As if making the lemmings walk like they were having seiures, Clockwork did a serious number on the existing commands. Most of them are so ridiculous that anybody unfortunate enough to wind up playing this Lemmings game first would probably never touch a Lemmings game ever again. I know I wouldn't!

Blocker: Okay, this one was left fairly intact. Lemmings puts its arms up, then started whipping its head left and right.

Bomber: The original Bomber was disturbing, but also funny at the same time. This time, it's just sickening. The lemming inflates like a balloon then splits into a hundred tiny fat lemmings... what the crap?!

Builder: Lemming lays out six flat planks that float in midair a foot above each other. When the icon at the bottom of the screen is active, it looks like the lemming is slapping itself in the face with its building board. Possibly a Monty Python reference?

Basher: The original lemmings were hard workers who didn't mind getting their hands dirty. Here, the lemmings are too lazy to use their own fists to punch out the soft soil in front of them, so instead they pull out some hammers and whack away. No wonder they're so fat in this game.

Miner: Lemming pulls out this itty bitty pickaxe like you expect to see in some toddler construction play set, and moves his body like one of those creepy looking toy water birds.
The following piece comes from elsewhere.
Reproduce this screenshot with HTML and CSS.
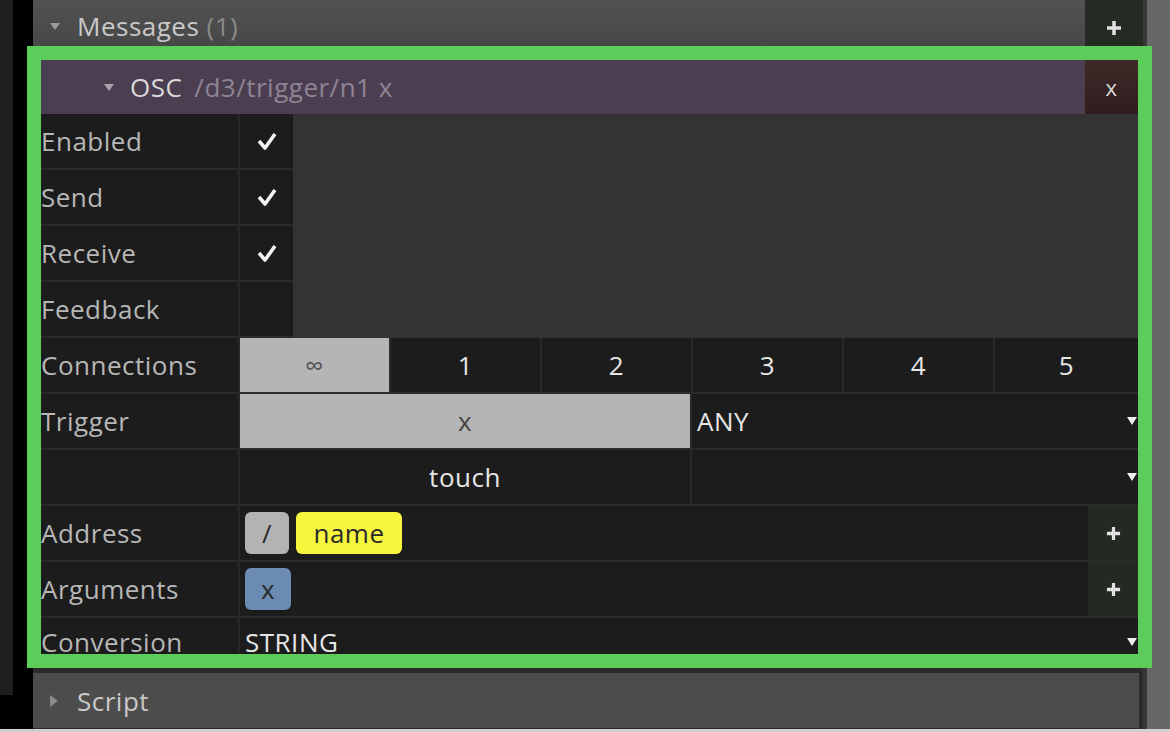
FILE: index.html
```html
<!DOCTYPE html>
<html lang="en">
<head>
    <meta charset="UTF-8">
    <title>Messages inspector</title>
    <link rel="stylesheet" href="styles.css">
</head>
<body>
    <div class="app">
        <div class="side-left"><div class="side-gray"></div></div>
        <div class="panel">
            <div class="section-head">
                <svg class="caret" viewBox="0 0 10 7"><polygon points="0,0 10,0 5,7" fill="#9a9a9a"/></svg>
                <span class="head-title">Messages <span class="dim">(1)</span></span>
                <div class="head-add">
                    <svg class="plus" viewBox="0 0 16 16"><path d="M8 1v14M1 8h14" stroke="#e2e2e2" stroke-width="3.5"/></svg>
                </div>
            </div>
            <div class="section-body">
                <div class="widget">
                    <div class="widget-head">
                        <svg class="caret-sm" viewBox="0 0 10 7"><polygon points="0,0 10,0 5,7" fill="#a9a3ad"/></svg>
                        <span class="osc">OSC</span>
                        <span class="path">/d3/trigger/n1 x</span>
                        <div class="close">x</div>
                    </div>

                    <div class="row">
                        <div class="label">Enabled</div>
                        <div class="check"><svg viewBox="0 0 20 20"><polyline points="2,10 8,17 18,3" fill="none" stroke="#f2f2f2" stroke-width="3.6" stroke-linejoin="round"/></svg></div>
                        <div class="fill"></div>
                    </div>
                    <div class="row">
                        <div class="label">Send</div>
                        <div class="check"><svg viewBox="0 0 20 20"><polyline points="2,10 8,17 18,3" fill="none" stroke="#f2f2f2" stroke-width="3.6" stroke-linejoin="round"/></svg></div>
                        <div class="fill"></div>
                    </div>
                    <div class="row">
                        <div class="label">Receive</div>
                        <div class="check"><svg viewBox="0 0 20 20"><polyline points="2,10 8,17 18,3" fill="none" stroke="#f2f2f2" stroke-width="3.6" stroke-linejoin="round"/></svg></div>
                        <div class="fill"></div>
                    </div>
                    <div class="row">
                        <div class="label">Feedback</div>
                        <div class="check"></div>
                        <div class="fill"></div>
                    </div>

                    <div class="row">
                        <div class="label">Connections</div>
                        <div class="value">
                            <div class="seg on">&infin;</div>
                            <div class="seg">1</div>
                            <div class="seg">2</div>
                            <div class="seg">3</div>
                            <div class="seg">4</div>
                            <div class="seg">5</div>
                        </div>
                    </div>
                    <div class="row">
                        <div class="label">Trigger</div>
                        <div class="value">
                            <div class="half btn-light">x</div>
                            <div class="select"><span>ANY</span><svg class="drop" viewBox="0 0 10 8"><polygon points="0,0 10,0 5,8" fill="#eee"/></svg></div>
                        </div>
                    </div>
                    <div class="row">
                        <div class="label"></div>
                        <div class="value">
                            <div class="half">touch</div>
                            <div class="select"><span></span><svg class="drop" viewBox="0 0 10 8"><polygon points="0,0 10,0 5,8" fill="#eee"/></svg></div>
                        </div>
                    </div>
                    <div class="row">
                        <div class="label">Address</div>
                        <div class="value">
                            <div class="chips">
                                <div class="chip slash">/</div>
                                <div class="chip name">name</div>
                            </div>
                            <div class="add-small"><svg class="plus" viewBox="0 0 16 16"><path d="M8 1v14M1 8h14" stroke="#e2e2e2" stroke-width="3.5"/></svg></div>
                        </div>
                    </div>
                    <div class="row">
                        <div class="label">Arguments</div>
                        <div class="value">
                            <div class="chips">
                                <div class="chip arg">x</div>
                            </div>
                            <div class="add-small"><svg class="plus" viewBox="0 0 16 16"><path d="M8 1v14M1 8h14" stroke="#e2e2e2" stroke-width="3.5"/></svg></div>
                        </div>
                    </div>
                    <div class="row last">
                        <div class="label">Conversion</div>
                        <div class="value">
                            <div class="select plain"><span>STRING</span><svg class="drop" viewBox="0 0 10 8"><polygon points="0,0 10,0 5,8" fill="#eee"/></svg></div>
                        </div>
                    </div>
                </div>
            </div>
            <div class="section-head script">
                <svg class="caret-right" viewBox="0 0 8 12"><polygon points="0,0 8,6 0,12" fill="#8c8c8c"/></svg>
                <span>Script</span>
            </div>
        </div>
        <div class="scrollbar"></div>
    </div>
</body>
</html>
```

FILE: styles.css
```css
* {
    box-sizing: border-box;
}
body {
    margin: 0;
    width: 1170px;
    height: 732px;
    overflow: hidden;
    background: #cfcfcf;
    font-family: "Open Sans", "DejaVu Sans", sans-serif;
    font-size: 26px;
    letter-spacing: 0.5px;
    color: #e6e6e6;
}
.app {
    display: flex;
    height: 729px;
}
.side-left {
    width: 33px;
    background: #000;
}
.side-gray {
    width: 13px;
    height: 695px;
    background: #1f1f1f;
}
.panel {
    width: 1110px;
    background: #2b2b2b;
    display: flex;
    flex-direction: column;
}
.scrollbar {
    width: 27px;
    background: #676767;
    border-left: 4px solid #383838;
}

/* collapsible section headers */
.section-head {
    height: 46px;
    display: flex;
    align-items: center;
    padding-left: 17px;
    background: linear-gradient(#525252, #474747);
    color: #c9c9c9;
}
.section-head .dim {
    color: #8a8a8a;
}
.head-title {
    padding-top: 6px;
}
.caret {
    width: 10px;
    height: 7px;
    margin-top: 6px;
    margin-right: 17px;
}
.head-add {
    margin-left: auto;
    width: 58px;
    height: 46px;
    padding-top: 10px;
    background: #232b22;
    display: flex;
    align-items: center;
    justify-content: center;
}
.plus {
    width: 16px;
    height: 16px;
}
.add-small .plus {
    width: 15px;
    height: 15px;
}
.section-head.script {
    height: 55px;
    margin-right: 4px;
    background: #4c4c4c;
}
.caret-right {
    width: 8px;
    height: 12px;
    margin-right: 19px;
}
.section-body {
    padding: 14px 5px 19px 8px;
}

/* widget box */
.widget {
    position: relative;
    z-index: 1;
    height: 594px;
    overflow: hidden;
    background: #1c1c1c;
    outline: 14px solid #5ccd5a;
}
.widget-head {
    height: 54px;
    display: flex;
    align-items: center;
    padding-left: 63px;
    background: #4b3e51;
}
.caret-sm {
    width: 10px;
    height: 7px;
    margin-right: 16px;
}
.osc {
    color: #d8d8d8;
}
.path {
    margin-left: 12px;
    color: #8e8494;
}
.close {
    margin-left: auto;
    width: 53px;
    height: 54px;
    display: flex;
    align-items: center;
    justify-content: center;
    background: linear-gradient(#3e2828, #301e1e);
    color: #dcdcdc;
    font-size: 22px;
}

/* rows */
.row {
    display: flex;
    height: 56px;
}
.label {
    width: 199px;
    height: 56px;
    display: flex;
    align-items: center;
    border-right: 2px solid #272727;
    border-bottom: 2px solid #2a2a2a;
    color: #b7b7b7;
    white-space: nowrap;
}
.row.last .label,
.row.last .select {
    padding-bottom: 6px;
}
.check {
    width: 53px;
    height: 56px;
    display: flex;
    align-items: center;
    justify-content: center;
    border-bottom: 2px solid #2a2a2a;
}
.check svg {
    width: 20px;
    height: 20px;
}
.fill {
    flex: 1;
    height: 56px;
    background: #333;
}
.value {
    flex: 1;
    display: flex;
    height: 56px;
    border-bottom: 2px solid #2a2a2a;
}
.seg {
    flex: 0 0 151px;
    display: flex;
    align-items: center;
    justify-content: center;
    border-left: 2px solid #2a2a2a;
}
.seg:first-child {
    flex-basis: 149px;
    border-left: none;
}
.seg:last-child {
    flex: 1;
}
.seg.on {
    background: #b5b5b5;
    color: #555;
}
.half {
    width: 450px;
    display: flex;
    align-items: center;
    justify-content: center;
}
.btn-light {
    background: #b5b5b5;
    color: #444;
}
.select {
    flex: 1;
    display: flex;
    align-items: center;
    justify-content: space-between;
    padding: 0 1px 0 5px;
    border-left: 2px solid #2a2a2a;
}
.select.plain {
    border-left: none;
}
.drop {
    width: 10px;
    height: 8px;
}
.chips {
    flex: 1;
    display: flex;
    align-items: center;
    gap: 7px;
    padding-left: 5px;
}
.chip {
    height: 42px;
    border-radius: 6px;
    display: flex;
    align-items: center;
    justify-content: center;
    color: #2a2a2a;
}
.chip.slash {
    width: 44px;
    background: #b3b3b3;
}
.chip.name {
    width: 106px;
    background: #f6f63e;
}
.chip.arg {
    width: 46px;
    background: #6c8bb2;
}
.add-small {
    width: 50px;
    display: flex;
    align-items: center;
    justify-content: center;
    background: #222a21;
}
```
Digger: Lemming scrapes along the floor for a few seconds, then the floor finally shatters. Lazy programmers.

Climber: Instead of looking like it's volutarily climbing, the lemming looks more like it was slung face first into the wall, and is now squirming its way up.

Floater: The lemming is slowed down WAY too much this time. It feels like it takes a minute for a Floater to fall the distance an ordinary lemming takes two seconds to fall down.